▶ _Aim_:
From the records below, extract all the text exactly and leave the images behind.

_ _ _ _

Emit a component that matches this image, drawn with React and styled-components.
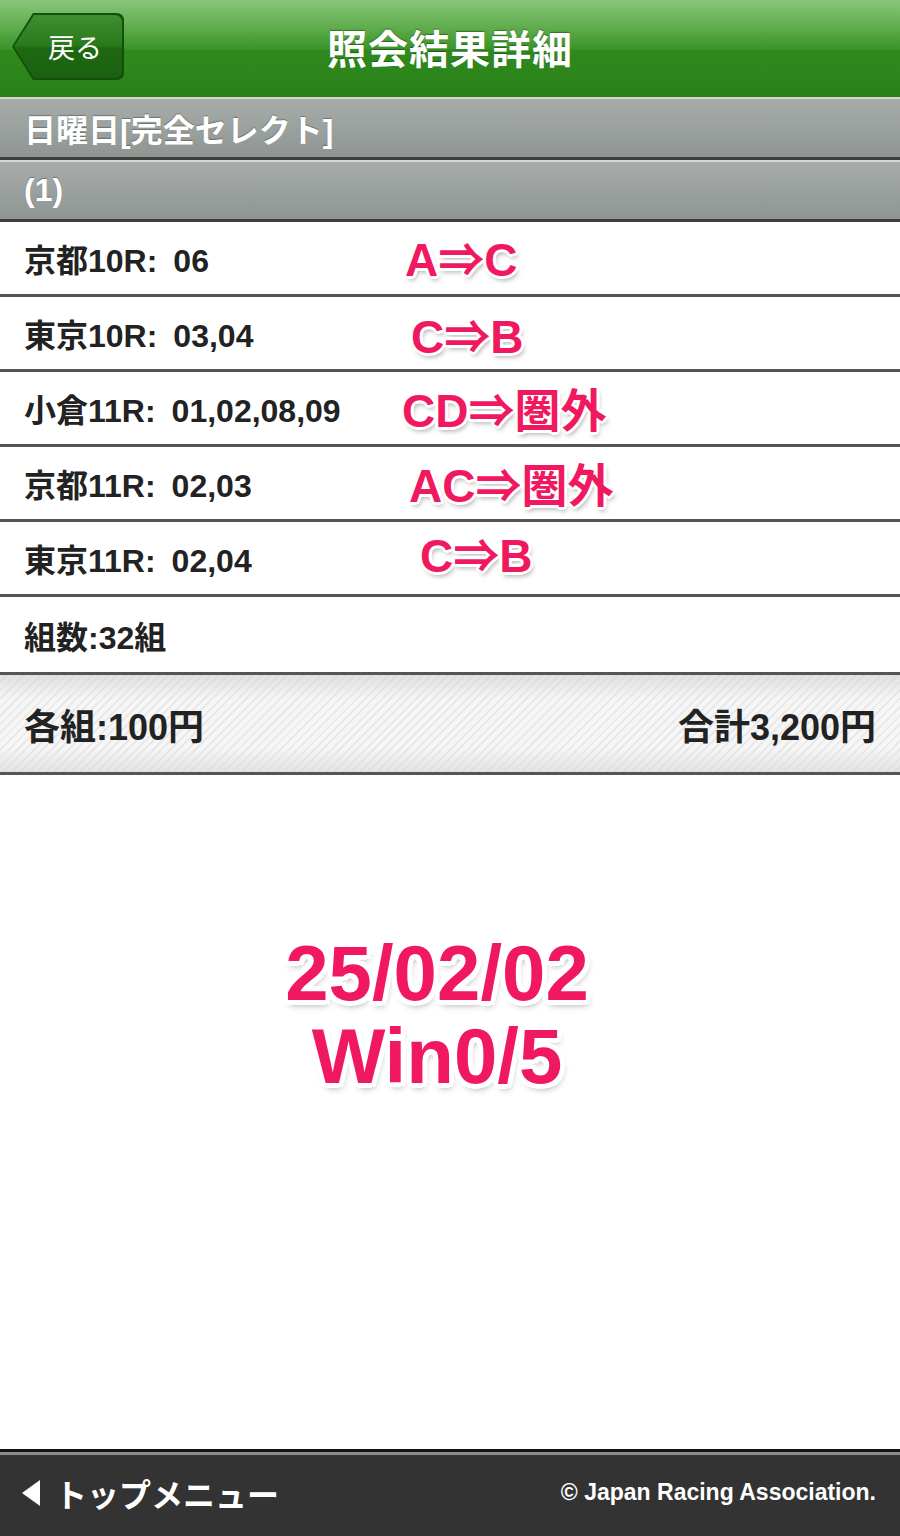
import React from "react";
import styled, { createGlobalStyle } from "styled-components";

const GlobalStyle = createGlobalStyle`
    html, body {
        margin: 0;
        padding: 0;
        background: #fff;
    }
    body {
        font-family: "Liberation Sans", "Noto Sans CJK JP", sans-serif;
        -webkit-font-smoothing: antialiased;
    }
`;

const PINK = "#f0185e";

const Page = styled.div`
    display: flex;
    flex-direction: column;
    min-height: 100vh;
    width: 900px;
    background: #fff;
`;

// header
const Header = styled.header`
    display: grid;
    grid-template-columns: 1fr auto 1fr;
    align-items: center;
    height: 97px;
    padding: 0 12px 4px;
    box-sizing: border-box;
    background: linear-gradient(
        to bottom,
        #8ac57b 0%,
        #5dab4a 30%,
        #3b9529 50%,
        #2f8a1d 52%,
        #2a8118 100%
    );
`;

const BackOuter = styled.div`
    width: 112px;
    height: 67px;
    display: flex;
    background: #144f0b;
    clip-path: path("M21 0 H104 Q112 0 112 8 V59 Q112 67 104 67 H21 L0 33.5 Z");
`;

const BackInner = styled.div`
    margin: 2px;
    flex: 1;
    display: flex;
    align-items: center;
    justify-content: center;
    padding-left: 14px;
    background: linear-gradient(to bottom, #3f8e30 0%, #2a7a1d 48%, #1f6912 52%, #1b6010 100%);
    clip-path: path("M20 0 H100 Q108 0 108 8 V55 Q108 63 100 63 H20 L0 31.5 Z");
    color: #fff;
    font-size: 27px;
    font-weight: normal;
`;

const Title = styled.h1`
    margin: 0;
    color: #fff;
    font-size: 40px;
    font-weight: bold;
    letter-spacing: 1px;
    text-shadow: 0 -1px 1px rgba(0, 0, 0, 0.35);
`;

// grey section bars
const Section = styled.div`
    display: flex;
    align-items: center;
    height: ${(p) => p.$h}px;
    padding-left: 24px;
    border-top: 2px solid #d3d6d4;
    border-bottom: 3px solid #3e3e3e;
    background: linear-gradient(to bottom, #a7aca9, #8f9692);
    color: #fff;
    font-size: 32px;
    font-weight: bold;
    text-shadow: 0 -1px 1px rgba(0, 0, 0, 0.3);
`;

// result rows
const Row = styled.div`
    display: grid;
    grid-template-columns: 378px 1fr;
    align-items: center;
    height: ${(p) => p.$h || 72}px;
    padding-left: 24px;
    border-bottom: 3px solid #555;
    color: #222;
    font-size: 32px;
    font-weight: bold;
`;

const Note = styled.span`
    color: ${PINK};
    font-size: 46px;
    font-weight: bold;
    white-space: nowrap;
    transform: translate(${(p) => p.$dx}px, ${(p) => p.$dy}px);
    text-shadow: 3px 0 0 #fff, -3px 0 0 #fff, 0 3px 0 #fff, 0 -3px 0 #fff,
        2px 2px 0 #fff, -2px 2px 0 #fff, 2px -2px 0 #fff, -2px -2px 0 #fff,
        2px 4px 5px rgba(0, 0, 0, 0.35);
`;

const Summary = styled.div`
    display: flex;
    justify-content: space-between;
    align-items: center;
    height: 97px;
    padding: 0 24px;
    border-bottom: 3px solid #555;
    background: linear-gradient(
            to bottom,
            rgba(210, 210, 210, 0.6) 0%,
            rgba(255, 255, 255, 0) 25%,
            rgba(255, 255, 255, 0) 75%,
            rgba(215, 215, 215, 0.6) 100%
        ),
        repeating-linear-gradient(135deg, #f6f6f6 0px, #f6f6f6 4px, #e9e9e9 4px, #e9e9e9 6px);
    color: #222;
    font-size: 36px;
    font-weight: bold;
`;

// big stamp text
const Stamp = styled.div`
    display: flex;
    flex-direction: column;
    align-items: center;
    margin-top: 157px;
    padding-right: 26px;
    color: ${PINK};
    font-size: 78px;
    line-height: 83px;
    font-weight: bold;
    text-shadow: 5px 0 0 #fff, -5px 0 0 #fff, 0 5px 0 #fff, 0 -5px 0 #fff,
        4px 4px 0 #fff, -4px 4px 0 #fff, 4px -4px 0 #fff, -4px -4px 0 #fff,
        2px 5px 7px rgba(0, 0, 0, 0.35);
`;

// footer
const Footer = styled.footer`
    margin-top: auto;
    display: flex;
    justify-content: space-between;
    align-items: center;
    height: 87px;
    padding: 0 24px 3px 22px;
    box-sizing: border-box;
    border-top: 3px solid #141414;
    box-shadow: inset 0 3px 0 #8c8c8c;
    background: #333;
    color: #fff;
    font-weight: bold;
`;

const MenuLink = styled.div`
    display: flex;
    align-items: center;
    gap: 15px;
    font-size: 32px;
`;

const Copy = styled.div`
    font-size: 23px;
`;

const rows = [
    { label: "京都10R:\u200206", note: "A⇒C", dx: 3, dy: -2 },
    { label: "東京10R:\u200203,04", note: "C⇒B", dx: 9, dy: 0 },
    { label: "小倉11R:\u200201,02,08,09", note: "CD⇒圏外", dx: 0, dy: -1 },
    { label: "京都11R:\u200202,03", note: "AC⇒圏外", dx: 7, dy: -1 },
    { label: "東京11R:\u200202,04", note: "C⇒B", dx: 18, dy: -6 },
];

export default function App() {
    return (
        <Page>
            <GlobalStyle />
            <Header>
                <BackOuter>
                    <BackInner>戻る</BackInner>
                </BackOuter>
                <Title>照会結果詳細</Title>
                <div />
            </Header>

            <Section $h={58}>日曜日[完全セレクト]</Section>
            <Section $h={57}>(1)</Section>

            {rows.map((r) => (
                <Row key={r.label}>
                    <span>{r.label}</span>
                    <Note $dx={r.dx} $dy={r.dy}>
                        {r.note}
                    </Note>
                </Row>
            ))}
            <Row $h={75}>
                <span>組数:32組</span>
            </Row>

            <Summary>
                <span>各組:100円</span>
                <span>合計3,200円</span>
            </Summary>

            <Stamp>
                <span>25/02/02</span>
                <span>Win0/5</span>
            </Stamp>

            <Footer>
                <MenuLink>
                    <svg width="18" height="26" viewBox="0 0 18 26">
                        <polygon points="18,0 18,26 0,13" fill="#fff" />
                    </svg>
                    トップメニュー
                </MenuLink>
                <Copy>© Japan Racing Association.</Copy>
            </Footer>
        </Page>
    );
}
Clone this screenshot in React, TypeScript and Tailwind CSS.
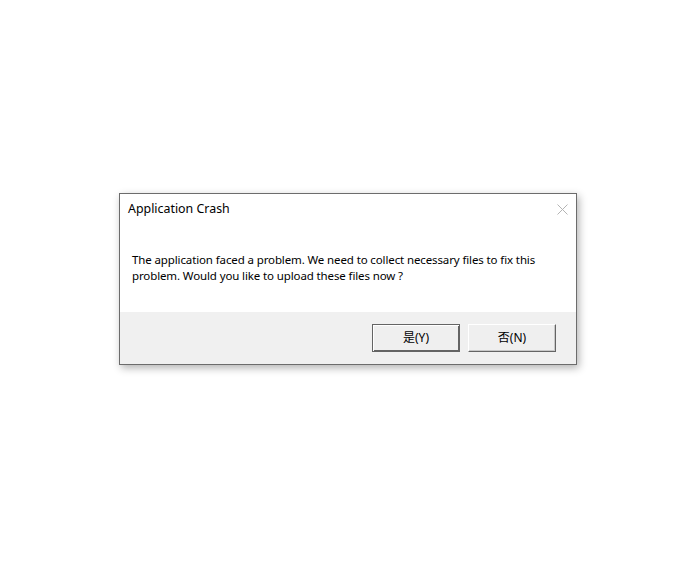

_ _ _ _

▶ _Result of the task_:
Emit a component that matches this image, drawn with React and styled-components.
import React from "react";
import styled, { createGlobalStyle } from "styled-components";

const GlobalStyle = createGlobalStyle`
    html, body {
        margin: 0;
        padding: 0;
        background: #fff;
    }
    body {
        font-family: "Liberation Sans", "Noto Sans CJK JP", sans-serif;
        -webkit-font-smoothing: antialiased;
    }
`;

const PINK = "#f0185e";

const Page = styled.div`
    display: flex;
    flex-direction: column;
    min-height: 100vh;
    width: 900px;
    background: #fff;
`;

// header
const Header = styled.header`
    display: grid;
    grid-template-columns: 1fr auto 1fr;
    align-items: center;
    height: 97px;
    padding: 0 12px 4px;
    box-sizing: border-box;
    background: linear-gradient(
        to bottom,
        #8ac57b 0%,
        #5dab4a 30%,
        #3b9529 50%,
        #2f8a1d 52%,
        #2a8118 100%
    );
`;

const BackOuter = styled.div`
    width: 112px;
    height: 67px;
    display: flex;
    background: #144f0b;
    clip-path: path("M21 0 H104 Q112 0 112 8 V59 Q112 67 104 67 H21 L0 33.5 Z");
`;

const BackInner = styled.div`
    margin: 2px;
    flex: 1;
    display: flex;
    align-items: center;
    justify-content: center;
    padding-left: 14px;
    background: linear-gradient(to bottom, #3f8e30 0%, #2a7a1d 48%, #1f6912 52%, #1b6010 100%);
    clip-path: path("M20 0 H100 Q108 0 108 8 V55 Q108 63 100 63 H20 L0 31.5 Z");
    color: #fff;
    font-size: 27px;
    font-weight: normal;
`;

const Title = styled.h1`
    margin: 0;
    color: #fff;
    font-size: 40px;
    font-weight: bold;
    letter-spacing: 1px;
    text-shadow: 0 -1px 1px rgba(0, 0, 0, 0.35);
`;

// grey section bars
const Section = styled.div`
    display: flex;
    align-items: center;
    height: ${(p) => p.$h}px;
    padding-left: 24px;
    border-top: 2px solid #d3d6d4;
    border-bottom: 3px solid #3e3e3e;
    background: linear-gradient(to bottom, #a7aca9, #8f9692);
    color: #fff;
    font-size: 32px;
    font-weight: bold;
    text-shadow: 0 -1px 1px rgba(0, 0, 0, 0.3);
`;

// result rows
const Row = styled.div`
    display: grid;
    grid-template-columns: 378px 1fr;
    align-items: center;
    height: ${(p) => p.$h || 72}px;
    padding-left: 24px;
    border-bottom: 3px solid #555;
    color: #222;
    font-size: 32px;
    font-weight: bold;
`;

const Note = styled.span`
    color: ${PINK};
    font-size: 46px;
    font-weight: bold;
    white-space: nowrap;
    transform: translate(${(p) => p.$dx}px, ${(p) => p.$dy}px);
    text-shadow: 3px 0 0 #fff, -3px 0 0 #fff, 0 3px 0 #fff, 0 -3px 0 #fff,
        2px 2px 0 #fff, -2px 2px 0 #fff, 2px -2px 0 #fff, -2px -2px 0 #fff,
        2px 4px 5px rgba(0, 0, 0, 0.35);
`;

const Summary = styled.div`
    display: flex;
    justify-content: space-between;
    align-items: center;
    height: 97px;
    padding: 0 24px;
    border-bottom: 3px solid #555;
    background: linear-gradient(
            to bottom,
            rgba(210, 210, 210, 0.6) 0%,
            rgba(255, 255, 255, 0) 25%,
            rgba(255, 255, 255, 0) 75%,
            rgba(215, 215, 215, 0.6) 100%
        ),
        repeating-linear-gradient(135deg, #f6f6f6 0px, #f6f6f6 4px, #e9e9e9 4px, #e9e9e9 6px);
    color: #222;
    font-size: 36px;
    font-weight: bold;
`;

// big stamp text
const Stamp = styled.div`
    display: flex;
    flex-direction: column;
    align-items: center;
    margin-top: 157px;
    padding-right: 26px;
    color: ${PINK};
    font-size: 78px;
    line-height: 83px;
    font-weight: bold;
    text-shadow: 5px 0 0 #fff, -5px 0 0 #fff, 0 5px 0 #fff, 0 -5px 0 #fff,
        4px 4px 0 #fff, -4px 4px 0 #fff, 4px -4px 0 #fff, -4px -4px 0 #fff,
        2px 5px 7px rgba(0, 0, 0, 0.35);
`;

// footer
const Footer = styled.footer`
    margin-top: auto;
    display: flex;
    justify-content: space-between;
    align-items: center;
    height: 87px;
    padding: 0 24px 3px 22px;
    box-sizing: border-box;
    border-top: 3px solid #141414;
    box-shadow: inset 0 3px 0 #8c8c8c;
    background: #333;
    color: #fff;
    font-weight: bold;
`;

const MenuLink = styled.div`
    display: flex;
    align-items: center;
    gap: 15px;
    font-size: 32px;
`;

const Copy = styled.div`
    font-size: 23px;
`;

const rows = [
    { label: "京都10R:\u200206", note: "A⇒C", dx: 3, dy: -2 },
    { label: "東京10R:\u200203,04", note: "C⇒B", dx: 9, dy: 0 },
    { label: "小倉11R:\u200201,02,08,09", note: "CD⇒圏外", dx: 0, dy: -1 },
    { label: "京都11R:\u200202,03", note: "AC⇒圏外", dx: 7, dy: -1 },
    { label: "東京11R:\u200202,04", note: "C⇒B", dx: 18, dy: -6 },
];

export default function App() {
    return (
        <Page>
            <GlobalStyle />
            <Header>
                <BackOuter>
                    <BackInner>戻る</BackInner>
                </BackOuter>
                <Title>照会結果詳細</Title>
                <div />
            </Header>

            <Section $h={58}>日曜日[完全セレクト]</Section>
            <Section $h={57}>(1)</Section>

            {rows.map((r) => (
                <Row key={r.label}>
                    <span>{r.label}</span>
                    <Note $dx={r.dx} $dy={r.dy}>
                        {r.note}
                    </Note>
                </Row>
            ))}
            <Row $h={75}>
                <span>組数:32組</span>
            </Row>

            <Summary>
                <span>各組:100円</span>
                <span>合計3,200円</span>
            </Summary>

            <Stamp>
                <span>25/02/02</span>
                <span>Win0/5</span>
            </Stamp>

            <Footer>
                <MenuLink>
                    <svg width="18" height="26" viewBox="0 0 18 26">
                        <polygon points="18,0 18,26 0,13" fill="#fff" />
                    </svg>
                    トップメニュー
                </MenuLink>
                <Copy>© Japan Racing Association.</Copy>
            </Footer>
        </Page>
    );
}
Clone this screenshot in React, TypeScript and Tailwind CSS.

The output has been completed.